### Entries with page source code
::::

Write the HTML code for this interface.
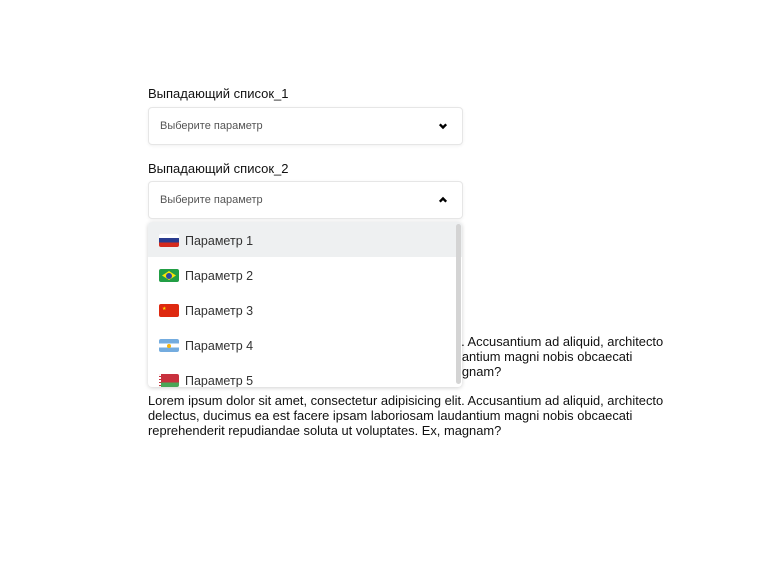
<!DOCTYPE html>
<html><head><meta charset="utf-8"><style>
*{box-sizing:border-box;margin:0;padding:0}
body{width:782px;height:568px;background:#fff;font-family:"Liberation Sans",sans-serif;position:relative;overflow:hidden}
.lbl{position:absolute;left:148px;font-size:13px;color:#111}
.sel{position:absolute;left:148px;width:315px;height:38px;border:1px solid #e6e6e6;border-radius:4px;box-shadow:0 1px 3px rgba(0,0,0,.06);background:#fff}
.sel span{position:absolute;left:11px;top:12px;font-size:11px;color:#555}
.sel svg{position:absolute;right:14px;top:14px}
.txt{position:absolute;left:148px;width:540px;font-size:12.9px;line-height:15px;color:#111}
.list{position:absolute;left:148px;top:222px;width:314px;height:165px;background:#fff;border-radius:4px;box-shadow:0 1px 4px rgba(0,0,0,.18);overflow:hidden}
.it{height:35px;position:relative;font-size:12.5px;color:#333}
.it.a{background:#eef0f1}
.it span{position:absolute;left:37px;top:12px}
.it .f{position:absolute;left:11px;top:12px;width:20px;height:13px;border-radius:2px;overflow:hidden}
.sb{position:absolute;right:1px;top:2px;width:5px;height:160px;background:#d4d4d4;border-radius:3px}
</style></head><body>
<div class="lbl" style="top:86px">Выпадающий список_1</div>
<div class="sel" style="top:107px"><span>Выберите параметр</span><svg width="10" height="8" viewBox="0 0 10 8"><path d="M1.8 2.3L5 5.5L8.2 2.3" stroke="#000" stroke-width="2.4" fill="none"/></svg></div>
<div class="lbl" style="top:161px">Выпадающий список_2</div>
<div class="sel" style="top:181px"><span>Выберите параметр</span><svg width="10" height="8" viewBox="0 0 10 8"><path d="M1.8 5.7L5 2.5L8.2 5.7" stroke="#000" stroke-width="2.4" fill="none"/></svg></div>
<div class="txt" style="top:334px">Lorem ipsum dolor sit amet, consectetur adipisicing elit. Accusantium ad aliquid, architecto delectus, ducimus ea est facere ipsam laboriosam laudantium magni nobis obcaecati reprehenderit repudiandae soluta ut voluptates. Ex, magnam?</div>
<div class="txt" style="top:393px">Lorem ipsum dolor sit amet, consectetur adipisicing elit. Accusantium ad aliquid, architecto delectus, ducimus ea est facere ipsam laboriosam laudantium magni nobis obcaecati reprehenderit repudiandae soluta ut voluptates. Ex, magnam?</div>
<div class="list">
<div class="it a"><div class="f" style="background:linear-gradient(#fff 0 30%,#2a3c8f 30% 65%,#d52b1e 65%)"></div><span>Параметр 1</span></div>
<div class="it"><div class="f" style="background:#229e45"><div style="position:absolute;left:3px;top:2px;width:14px;height:9px;background:#f8e509;clip-path:polygon(50% 0,100% 50%,50% 100%,0 50%)"></div><div style="position:absolute;left:7px;top:3.5px;width:6px;height:6px;border-radius:50%;background:#2b49a3"></div></div><span>Параметр 2</span></div>
<div class="it"><div class="f" style="background:#de2910"><div style="position:absolute;left:3px;top:2px;color:#ffde00;font-size:5px">★</div></div><span>Параметр 3</span></div>
<div class="it"><div class="f" style="background:linear-gradient(#74acdf 0 33%,#fff 33% 66%,#74acdf 66%)"><div style="position:absolute;left:8px;top:5px;width:4px;height:4px;border-radius:50%;background:#f6b40e"></div></div><span>Параметр 4</span></div>
<div class="it"><div class="f" style="background:linear-gradient(#c8313e 0 66%,#4aa657 66%)"><div style="position:absolute;left:0;top:0;width:2px;height:13px;background:repeating-linear-gradient(#fff 0 2px,#c8313e 2px 3px)"></div></div><span>Параметр 5</span></div>
<div class="sb"></div>
</div>
</body></html>
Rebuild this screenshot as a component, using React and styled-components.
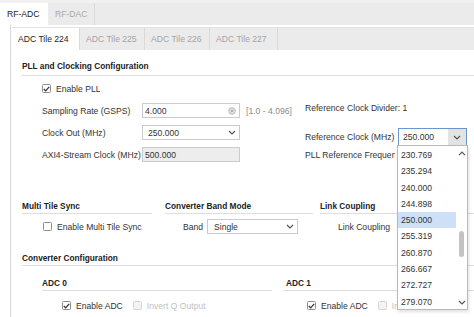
import React from 'react';
import styled, { createGlobalStyle } from 'styled-components';

const GlobalStyle = createGlobalStyle`
  * { box-sizing: border-box; }
  html, body {
    margin: 0;
    padding: 0;
    background: #fff;
  }
  body {
    font-family: "Liberation Sans", Arial, sans-serif;
    font-size: 8.6px;
    color: #333;
    overflow: hidden;
  }
`;

const Page = styled.div`
  width: 474px;
  height: 317px;
  overflow: hidden;
  background: #fff;
`;

const TopTabBar = styled.div`
  display: flex;
  height: 25px;
  background: #ebebeb;
  border-top: 3px solid #f1f1f1;
`;

const TopTab = styled.div`
  display: flex;
  align-items: center;
  width: ${p => p.$w}px;
  padding-left: 7px;
  background: ${p => (p.$active ? '#fff' : 'transparent')};
  color: ${p => (p.$active ? '#222' : '#a9a9a9')};
  border-right: ${p => (p.$active ? 'none' : '1px solid #d9d9d9')};
  white-space: nowrap;
`;

const Panel = styled.div`
  margin-left: 10px;
  border-left: 1px solid #d6d6d6;
  padding-top: 2px;
  height: 292px;
`;

const TileTabBar = styled.div`
  display: flex;
  height: 23px;
  margin-left: 1px;
  background: #ebebeb;
  border-top: 1px solid #e2e2e2;
`;

const TileTab = styled.div`
  display: flex;
  align-items: center;
  width: ${p => p.$w}px;
  padding-left: 6px;
  background: ${p => (p.$active ? '#fff' : 'transparent')};
  color: ${p => (p.$active ? '#1e1e1e' : '#a4a4a4')};
  border-right: 1px solid #d9d9d9;
  white-space: nowrap;
`;

const Body = styled.div`
  padding-left: 11px;
`;

const Heading = styled.div`
  font-weight: bold;
  font-size: 8.3px;
  color: #222;
  line-height: 11px;
  padding-top: ${p => p.$pt || 0}px;
  padding-bottom: ${p => (p.$pb == null ? 1 : p.$pb)}px;
  padding-left: ${p => p.$pl || 0}px;
  margin-top: ${p => p.$mt || 0}px;
  border-bottom: 1px solid #dedede;
  white-space: nowrap;
`;

const PllGrid = styled.div`
  display: flex;
`;

const LeftCol = styled.div`
  width: 283px;
  padding: 5px 0 0 20px;
  display: flex;
  flex-direction: column;
  gap: 7px;
`;

const RightCol = styled.div`
  display: flex;
  flex-direction: column;
`;

const Row = styled.div`
  display: flex;
  align-items: center;
  height: ${p => p.$h || 15}px;
  margin-top: ${p => p.$mt || 0}px;
  padding-left: ${p => p.$pl || 0}px;
  white-space: nowrap;
`;

const Label = styled.span`
  width: ${p => (p.$w ? `${p.$w}px` : 'auto')};
  flex-shrink: 0;
  overflow: hidden;
  color: ${p => (p.$disabled ? '#c2c2c2' : '#333')};
  white-space: nowrap;
`;

const Field = styled.div`
  position: relative;
  display: flex;
  align-items: center;
  justify-content: space-between;
  width: ${p => p.$w}px;
  height: ${p => p.$h || 15}px;
  padding: 0 3px 0 ${p => p.$pl || 2}px;
  border: 1px solid ${p => (p.$focus ? '#6b95cf' : '#cbcbcb')};
  background: ${p => (p.$readonly ? '#ededed' : '#fff')};
  color: #333;
  flex-shrink: 0;
`;

const ChevronBox = styled.div`
  display: flex;
  align-items: center;
  justify-content: center;
  align-self: stretch;
  width: 18px;
  margin-right: -3px;
  background: #e3e3e3;
`;

const Range = styled.span`
  margin-left: 6px;
  color: #8c8c8c;
`;

const Check = styled.span`
  display: inline-flex;
  align-items: center;
  justify-content: center;
  width: 9px;
  height: 9px;
  margin-right: 5px;
  margin-left: ${p => p.$ml || 0}px;
  border: 1px solid ${p => (p.$disabled ? '#d4d4d4' : '#8c8c8c')};
  border-radius: 1.5px;
  background: ${p => (p.$disabled ? '#f3f3f3' : '#fff')};
  flex-shrink: 0;
`;

const DropList = styled.div`
  position: absolute;
  top: 100%;
  left: -2px;
  width: 71px;
  height: 165px;
  display: flex;
  z-index: 10;
  background: #fff;
  border: 1px solid #b9b9b9;
  box-shadow: 1px 2px 3px rgba(0, 0, 0, 0.12);
`;

const Items = styled.div`
  flex: 1;
  overflow: hidden;
  padding-top: 1px;
`;

const Item = styled.div`
  height: 16.3px;
  line-height: 16.3px;
  padding-left: 3px;
  color: #333;
  background: ${p => (p.$selected ? '#cde0f7' : 'transparent')};
`;

const ScrollBar = styled.div`
  width: 11px;
  display: flex;
  flex-direction: column;
  align-items: center;
`;

const ScrollArrow = styled.div`
  height: 14px;
  display: flex;
  align-items: center;
  justify-content: center;
`;

const Track = styled.div`
  flex: 1;
  width: 100%;
  display: flex;
  justify-content: center;
`;

const Thumb = styled.div`
  width: 5px;
  height: 26px;
  margin-top: ${p => p.$top}px;
  border-radius: 3px;
  background: #c3c3c3;
`;

const Columns = styled.div`
  display: flex;
  margin-top: ${p => p.$mt || 0}px;
  margin-left: ${p => p.$ml || 0}px;
`;

const Column = styled.div`
  width: ${p => (p.$w ? `${p.$w}px` : 'auto')};
  flex: ${p => (p.$w ? '0 0 auto' : '1')};
  margin-left: ${p => p.$ml || 0}px;
`;

const Chevron = ({ up }) => (
  <svg width="8" height="5" viewBox="0 0 8 5">
    <polyline
      points={up ? '1,4.2 4,1.2 7,4.2' : '1,1 4,4 7,1'}
      fill="none"
      stroke="#555"
      strokeWidth="1.2"
    />
  </svg>
);

const ClearIcon = () => (
  <svg width="8" height="8" viewBox="0 0 8 8">
    <circle cx="4" cy="4" r="3.4" fill="#e2e2e2" stroke="#b9b9b9" strokeWidth="0.9" />
    <path d="M2.6 2.6 L5.4 5.4 M5.4 2.6 L2.6 5.4" stroke="#a8a8a8" strokeWidth="0.9" />
  </svg>
);

const Checkbox = ({ checked, disabled, ml }) => (
  <Check $disabled={disabled} $ml={ml}>
    {checked && (
      <svg width="7" height="6" viewBox="0 0 7 6">
        <polyline points="0.8,3 2.7,4.9 6.2,0.9" fill="none" stroke="#333" strokeWidth="1.3" />
      </svg>
    )}
  </Check>
);

const clockOptions = [
  '230.769', '235.294', '240.000', '244.898', '250.000',
  '255.319', '260.870', '266.667', '272.727', '279.070',
];

const tiles = [
  { name: 'ADC Tile 224', w: 68 },
  { name: 'ADC Tile 225', w: 65 },
  { name: 'ADC Tile 226', w: 65 },
  { name: 'ADC Tile 227', w: 68 },
];

export default function App() {
  return (
    <Page>
      <GlobalStyle />
      <TopTabBar>
        <TopTab $active $w={48}>RF-ADC</TopTab>
        <TopTab $w={47}>RF-DAC</TopTab>
      </TopTabBar>
      <Panel>
        <TileTabBar>
          {tiles.map((t, i) => (
            <TileTab key={t.name} $w={t.w} $active={i === 0}>{t.name}</TileTab>
          ))}
        </TileTabBar>
        <Body>
          <Heading $pt={11} $pb={3}>PLL and Clocking Configuration</Heading>
          <PllGrid>
            <LeftCol>
              <Row>
                <Checkbox checked />
                <Label>Enable PLL</Label>
              </Row>
              <Row>
                <Label $w={100}>Sampling Rate (GSPS)</Label>
                <Field $w={98}>
                  4.000
                  <ClearIcon />
                </Field>
                <Range>[1.0 - 4.096]</Range>
              </Row>
              <Row>
                <Label $w={100}>Clock Out (MHz)</Label>
                <Field $w={98} $pl={5}>
                  250.000
                  <Chevron />
                </Field>
              </Row>
              <Row>
                <Label $w={100}>AXI4-Stream Clock (MHz)</Label>
                <Field $w={98} $readonly>500.000</Field>
              </Row>
            </LeftCol>
            <RightCol>
              <Row $mt={24}>
                <Label>Reference Clock Divider: 1</Label>
              </Row>
              <Row $mt={13} $h={18}>
                <Label $w={93}>Reference Clock (MHz)</Label>
                <Field $w={69} $h={18} $pl={4} $focus>
                  250.000
                  <ChevronBox><Chevron /></ChevronBox>
                  <DropList>
                    <Items>
                      {clockOptions.map(v => (
                        <Item key={v} $selected={v === '250.000'}>{v}</Item>
                      ))}
                    </Items>
                    <ScrollBar>
                      <ScrollArrow><Chevron up /></ScrollArrow>
                      <Track><Thumb $top={71} /></Track>
                      <ScrollArrow><Chevron /></ScrollArrow>
                    </ScrollBar>
                  </DropList>
                </Field>
              </Row>
              <Row $mt={1}>
                <Label $w={90}>PLL Reference Frequency (MHz)</Label>
              </Row>
            </RightCol>
          </PllGrid>

          <Columns $mt={39}>
            <Column $w={130}>
              <Heading>Multi Tile Sync</Heading>
              <Row $mt={5} $pl={21}>
                <Checkbox />
                <Label>Enable Multi Tile Sync</Label>
              </Row>
            </Column>
            <Column $w={148} $ml={13}>
              <Heading>Converter Band Mode</Heading>
              <Row $mt={5} $pl={18}>
                <Label $w={24}>Band</Label>
                <Field $w={91} $pl={6}>
                  Single
                  <Chevron />
                </Field>
              </Row>
            </Column>
            <Column $ml={7}>
              <Heading>Link Coupling</Heading>
              <Row $mt={5} $pl={18}>
                <Label $w={60}>Link Coupling</Label>
                <Field $w={60} $pl={4}>
                  <Chevron />
                </Field>
              </Row>
            </Column>
          </Columns>

          <Heading $mt={19}>Converter Configuration</Heading>
          <Columns $mt={12} $ml={20}>
            <Column $w={230}>
              <Heading>ADC 0</Heading>
              <Row $mt={7} $pl={20}>
                <Checkbox checked />
                <Label>Enable ADC</Label>
                <Checkbox disabled ml={10} />
                <Label $disabled>Invert Q Output</Label>
              </Row>
            </Column>
            <Column $ml={11}>
              <Heading $pl={3}>ADC 1</Heading>
              <Row $mt={7} $pl={24}>
                <Checkbox checked />
                <Label>Enable ADC</Label>
                <Checkbox disabled ml={10} />
                <Label $disabled $w={6}>Invert Q Output</Label>
              </Row>
            </Column>
          </Columns>
        </Body>
      </Panel>
    </Page>
  );
}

::::

### Exercise
Look through the listing above and count the lines where the string "components" appears. Report the number only.

### Solved problem
2